__DATASET SECTION__
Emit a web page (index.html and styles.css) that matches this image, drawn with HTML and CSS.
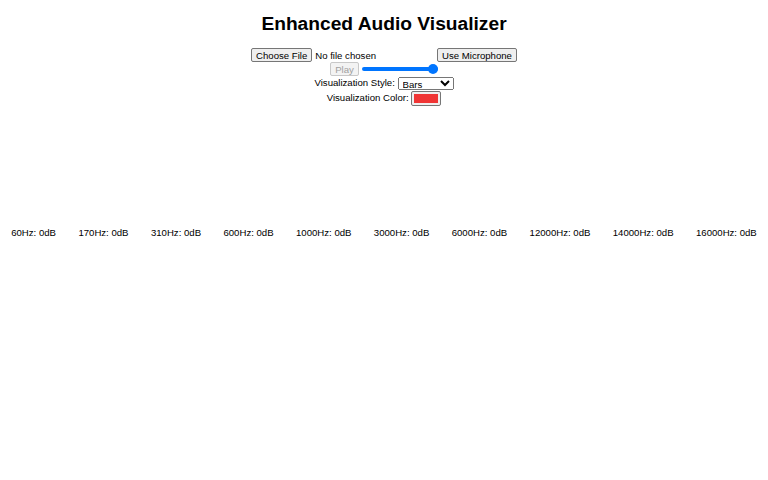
FILE: index.html
```html
<!DOCTYPE html>
<html lang="en">
  <head>
    <meta charset="UTF-8" />
    <meta name="viewport" content="width=device-width, initial-scale=1.0" />
    <title>Enhanced Audio Visualizer</title>
    <link rel="stylesheet" href="styles.css">
  </head>
  <body>
    <h1>Enhanced Audio Visualizer</h1>

    <div class="controls">
      <input type="file" id="audio-file" accept="audio/*" />
      <button id="mic-button">Use Microphone</button>
      <button id="play-button" disabled>Play</button>
      <input type="range" id="volume" min="0" max="1" step="0.01" value="1" />
    </div>

    <div class="option">
      <label for="style">Visualization Style:</label>
      <select id="style">
        <option>Bars</option>
        <option>Wave</option>
        <option>Circle</option>
      </select>
    </div>

    <div class="option">
      <label for="color">Visualization Color:</label>
      <input type="color" id="color" value="#f03535" />
    </div>

    <canvas id="visualizer" width="768" height="120"></canvas>

    <div class="bands">
      <span>60Hz: 0dB</span>
      <span>170Hz: 0dB</span>
      <span>310Hz: 0dB</span>
      <span>600Hz: 0dB</span>
      <span>1000Hz: 0dB</span>
      <span>3000Hz: 0dB</span>
      <span>6000Hz: 0dB</span>
      <span>12000Hz: 0dB</span>
      <span>14000Hz: 0dB</span>
      <span>16000Hz: 0dB</span>
    </div>
  </body>
</html>
```

FILE: styles.css
```css
body {
  margin: 0;
  font-family: "Liberation Sans", Arial, sans-serif;
  font-size: 9.6px;
  color: #000;
  background-color: #fff;
  text-align: center;
}

h1 {
  font-size: 19.2px;
  margin: 13px 0 13px;
}

button,
input,
select {
  font-family: "Liberation Sans", Arial, sans-serif;
  font-size: 9.6px;
}

button {
  height: 14px;
  padding: 0 4px;
  border: 1px solid #767676;
  border-radius: 2px;
  background-color: #efefef;
  color: #000;
}

button:disabled {
  border-color: #c8c8c8;
  background-color: #f3f3f3;
  color: #a0a0a0;
}

#audio-file::file-selector-button {
  height: 14px;
  padding: 0 4px;
  margin-right: 3px;
  border: 1px solid #767676;
  border-radius: 2px;
  background-color: #efefef;
  font-size: 9.6px;
}

.controls {
  width: 280px;
  margin: 0 auto;
  display: flex;
  flex-wrap: wrap;
  justify-content: center;
  align-items: center;
  column-gap: 3px;
}

.controls > * {
  margin: 0;
}

#audio-file {
  width: 183px;
  height: 14px;
}

/* volume slider: thin blue track with a round thumb */
#volume {
  -webkit-appearance: none;
  appearance: none;
  width: 76px;
  height: 14px;
  background: transparent;
}

#volume::-webkit-slider-runnable-track {
  height: 4px;
  border-radius: 2px;
  background-color: #0075ff;
}

#volume::-webkit-slider-thumb {
  -webkit-appearance: none;
  width: 10px;
  height: 10px;
  margin-top: -3px;
  border-radius: 50%;
  background-color: #0075ff;
}

.option {
  height: 14px;
  line-height: 14px;
}

.option + .option {
  height: 15px;
  line-height: 15px;
}

#style {
  width: 56px;
  height: 13px;
  padding: 0;
  vertical-align: middle;
}

#color {
  width: 30px;
  height: 15px;
  padding: 2px;
  border: 1px solid #767676;
  border-radius: 2px;
  background-color: #efefef;
  vertical-align: middle;
}

#color::-webkit-color-swatch-wrapper {
  padding: 0;
}

#color::-webkit-color-swatch {
  border: none;
}

#visualizer {
  display: block;
  width: 768px;
  height: 120px;
}

.bands {
  display: flex;
  justify-content: space-around;
  margin-top: 2px;
}
```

__CHALLENGE__
Reproduce the full listing faithfully, but do not carry over any pictures.

__SOLUTION FOR THIS EXERCISE__
Emit a web page (index.html and styles.css) that matches this image, drawn with HTML and CSS.
FILE: index.html
```html
<!DOCTYPE html>
<html lang="en">
  <head>
    <meta charset="UTF-8" />
    <meta name="viewport" content="width=device-width, initial-scale=1.0" />
    <title>Enhanced Audio Visualizer</title>
    <link rel="stylesheet" href="styles.css">
  </head>
  <body>
    <h1>Enhanced Audio Visualizer</h1>

    <div class="controls">
      <input type="file" id="audio-file" accept="audio/*" />
      <button id="mic-button">Use Microphone</button>
      <button id="play-button" disabled>Play</button>
      <input type="range" id="volume" min="0" max="1" step="0.01" value="1" />
    </div>

    <div class="option">
      <label for="style">Visualization Style:</label>
      <select id="style">
        <option>Bars</option>
        <option>Wave</option>
        <option>Circle</option>
      </select>
    </div>

    <div class="option">
      <label for="color">Visualization Color:</label>
      <input type="color" id="color" value="#f03535" />
    </div>

    <canvas id="visualizer" width="768" height="120"></canvas>

    <div class="bands">
      <span>60Hz: 0dB</span>
      <span>170Hz: 0dB</span>
      <span>310Hz: 0dB</span>
      <span>600Hz: 0dB</span>
      <span>1000Hz: 0dB</span>
      <span>3000Hz: 0dB</span>
      <span>6000Hz: 0dB</span>
      <span>12000Hz: 0dB</span>
      <span>14000Hz: 0dB</span>
      <span>16000Hz: 0dB</span>
    </div>
  </body>
</html>
```

FILE: styles.css
```css
body {
  margin: 0;
  font-family: "Liberation Sans", Arial, sans-serif;
  font-size: 9.6px;
  color: #000;
  background-color: #fff;
  text-align: center;
}

h1 {
  font-size: 19.2px;
  margin: 13px 0 13px;
}

button,
input,
select {
  font-family: "Liberation Sans", Arial, sans-serif;
  font-size: 9.6px;
}

button {
  height: 14px;
  padding: 0 4px;
  border: 1px solid #767676;
  border-radius: 2px;
  background-color: #efefef;
  color: #000;
}

button:disabled {
  border-color: #c8c8c8;
  background-color: #f3f3f3;
  color: #a0a0a0;
}

#audio-file::file-selector-button {
  height: 14px;
  padding: 0 4px;
  margin-right: 3px;
  border: 1px solid #767676;
  border-radius: 2px;
  background-color: #efefef;
  font-size: 9.6px;
}

.controls {
  width: 280px;
  margin: 0 auto;
  display: flex;
  flex-wrap: wrap;
  justify-content: center;
  align-items: center;
  column-gap: 3px;
}

.controls > * {
  margin: 0;
}

#audio-file {
  width: 183px;
  height: 14px;
}

/* volume slider: thin blue track with a round thumb */
#volume {
  -webkit-appearance: none;
  appearance: none;
  width: 76px;
  height: 14px;
  background: transparent;
}

#volume::-webkit-slider-runnable-track {
  height: 4px;
  border-radius: 2px;
  background-color: #0075ff;
}

#volume::-webkit-slider-thumb {
  -webkit-appearance: none;
  width: 10px;
  height: 10px;
  margin-top: -3px;
  border-radius: 50%;
  background-color: #0075ff;
}

.option {
  height: 14px;
  line-height: 14px;
}

.option + .option {
  height: 15px;
  line-height: 15px;
}

#style {
  width: 56px;
  height: 13px;
  padding: 0;
  vertical-align: middle;
}

#color {
  width: 30px;
  height: 15px;
  padding: 2px;
  border: 1px solid #767676;
  border-radius: 2px;
  background-color: #efefef;
  vertical-align: middle;
}

#color::-webkit-color-swatch-wrapper {
  padding: 0;
}

#color::-webkit-color-swatch {
  border: none;
}

#visualizer {
  display: block;
  width: 768px;
  height: 120px;
}

.bands {
  display: flex;
  justify-content: space-around;
  margin-top: 2px;
}
```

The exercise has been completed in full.